- [YOUR INSTRUCTIONS]:
What follows is a set of records; restate each one word for word and drop the pictures.

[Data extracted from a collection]
>>>>>

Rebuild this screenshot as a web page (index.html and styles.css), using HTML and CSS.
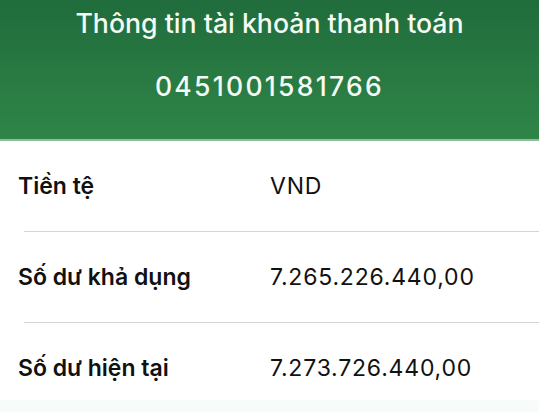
FILE: index.html
```html
<!DOCTYPE html>
<html lang="vi">
<head>
<meta charset="utf-8">
<link rel="stylesheet" href="styles.css">
</head>
<body>
<div class="screen">
  <header class="header">
    <div class="title">Thông tin tài khoản thanh toán</div>
    <div class="account">0451001581766</div>
  </header>
  <div class="list">
    <div class="row">
      <div class="label">Tiền tệ</div>
      <div class="value">VND</div>
    </div>
    <div class="row">
      <div class="label">Số dư khả dụng</div>
      <div class="value">7.265.226.440,00</div>
    </div>
    <div class="row">
      <div class="label">Số dư hiện tại</div>
      <div class="value">7.273.726.440,00</div>
    </div>
  </div>
  <div class="footer"></div>
</div>
</body>
</html>
```
FILE: styles.css
```css
html, body {
  margin: 0;
  padding: 0;
  background: #ffffff;
}
.screen {
  width: 539px;
  height: 412px;
  overflow: hidden;
  display: flex;
  flex-direction: column;
  font-family: Inter, "Liberation Sans", Arial, sans-serif;
}
.header {
  height: 139px;
  flex: none;
  background: linear-gradient(to bottom, #206c3c 0%, #2f8548 100%);
  border-bottom: 2px solid #8dbd9c;
  display: flex;
  flex-direction: column;
  align-items: center;
  color: #f4fbf5;
}
.title {
  font-size: 26.7px;
  line-height: 32px;
  margin-top: 7px;
  font-weight: 500;
}
.account {
  font-size: 26.5px;
  line-height: 32px;
  margin-top: 31px;
  font-weight: 500;
  letter-spacing: 2.3px;
}
.list {
  display: flex;
  flex-direction: column;
}
.row {
  height: 90px;
  display: flex;
  align-items: center;
  border-bottom: 1px solid #d4d4d4;
  margin-left: 24px;
  color: #111111;
}
.row:last-child {
  border-bottom: none;
  box-sizing: border-box;
  height: 77px;
  padding-top: 13px;
}
.label {
  width: 252px;
  margin-left: -6px;
  font-size: 23px;
  font-weight: 600;
}
.value {
  font-size: 23px;
  font-weight: 400;
  letter-spacing: 0.8px;
}
.footer {
  flex: 1;
  background: #f7fbf9;
}
```
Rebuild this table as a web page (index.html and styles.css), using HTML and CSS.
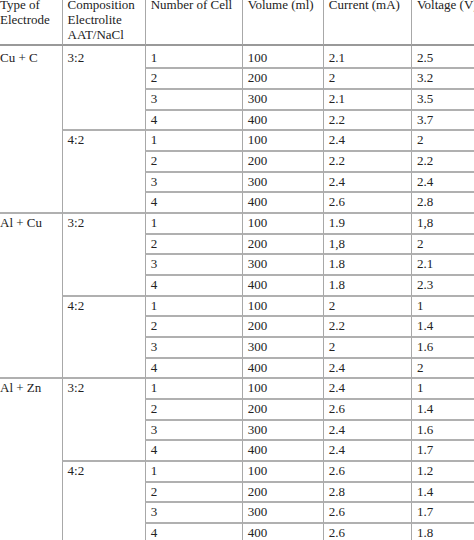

<<<<<

- [EXPECTED OUTPUT]:
Rebuild this screenshot as a web page (index.html and styles.css), using HTML and CSS.
FILE: index.html
```html
<!DOCTYPE html>
<html lang="vi">
<head>
<meta charset="utf-8">
<link rel="stylesheet" href="styles.css">
</head>
<body>
<div class="screen">
  <header class="header">
    <div class="title">Thông tin tài khoản thanh toán</div>
    <div class="account">0451001581766</div>
  </header>
  <div class="list">
    <div class="row">
      <div class="label">Tiền tệ</div>
      <div class="value">VND</div>
    </div>
    <div class="row">
      <div class="label">Số dư khả dụng</div>
      <div class="value">7.265.226.440,00</div>
    </div>
    <div class="row">
      <div class="label">Số dư hiện tại</div>
      <div class="value">7.273.726.440,00</div>
    </div>
  </div>
  <div class="footer"></div>
</div>
</body>
</html>
```
FILE: styles.css
```css
html, body {
  margin: 0;
  padding: 0;
  background: #ffffff;
}
.screen {
  width: 539px;
  height: 412px;
  overflow: hidden;
  display: flex;
  flex-direction: column;
  font-family: Inter, "Liberation Sans", Arial, sans-serif;
}
.header {
  height: 139px;
  flex: none;
  background: linear-gradient(to bottom, #206c3c 0%, #2f8548 100%);
  border-bottom: 2px solid #8dbd9c;
  display: flex;
  flex-direction: column;
  align-items: center;
  color: #f4fbf5;
}
.title {
  font-size: 26.7px;
  line-height: 32px;
  margin-top: 7px;
  font-weight: 500;
}
.account {
  font-size: 26.5px;
  line-height: 32px;
  margin-top: 31px;
  font-weight: 500;
  letter-spacing: 2.3px;
}
.list {
  display: flex;
  flex-direction: column;
}
.row {
  height: 90px;
  display: flex;
  align-items: center;
  border-bottom: 1px solid #d4d4d4;
  margin-left: 24px;
  color: #111111;
}
.row:last-child {
  border-bottom: none;
  box-sizing: border-box;
  height: 77px;
  padding-top: 13px;
}
.label {
  width: 252px;
  margin-left: -6px;
  font-size: 23px;
  font-weight: 600;
}
.value {
  font-size: 23px;
  font-weight: 400;
  letter-spacing: 0.8px;
}
.footer {
  flex: 1;
  background: #f7fbf9;
}
```
Rebuild this table as a web page (index.html and styles.css), using HTML and CSS.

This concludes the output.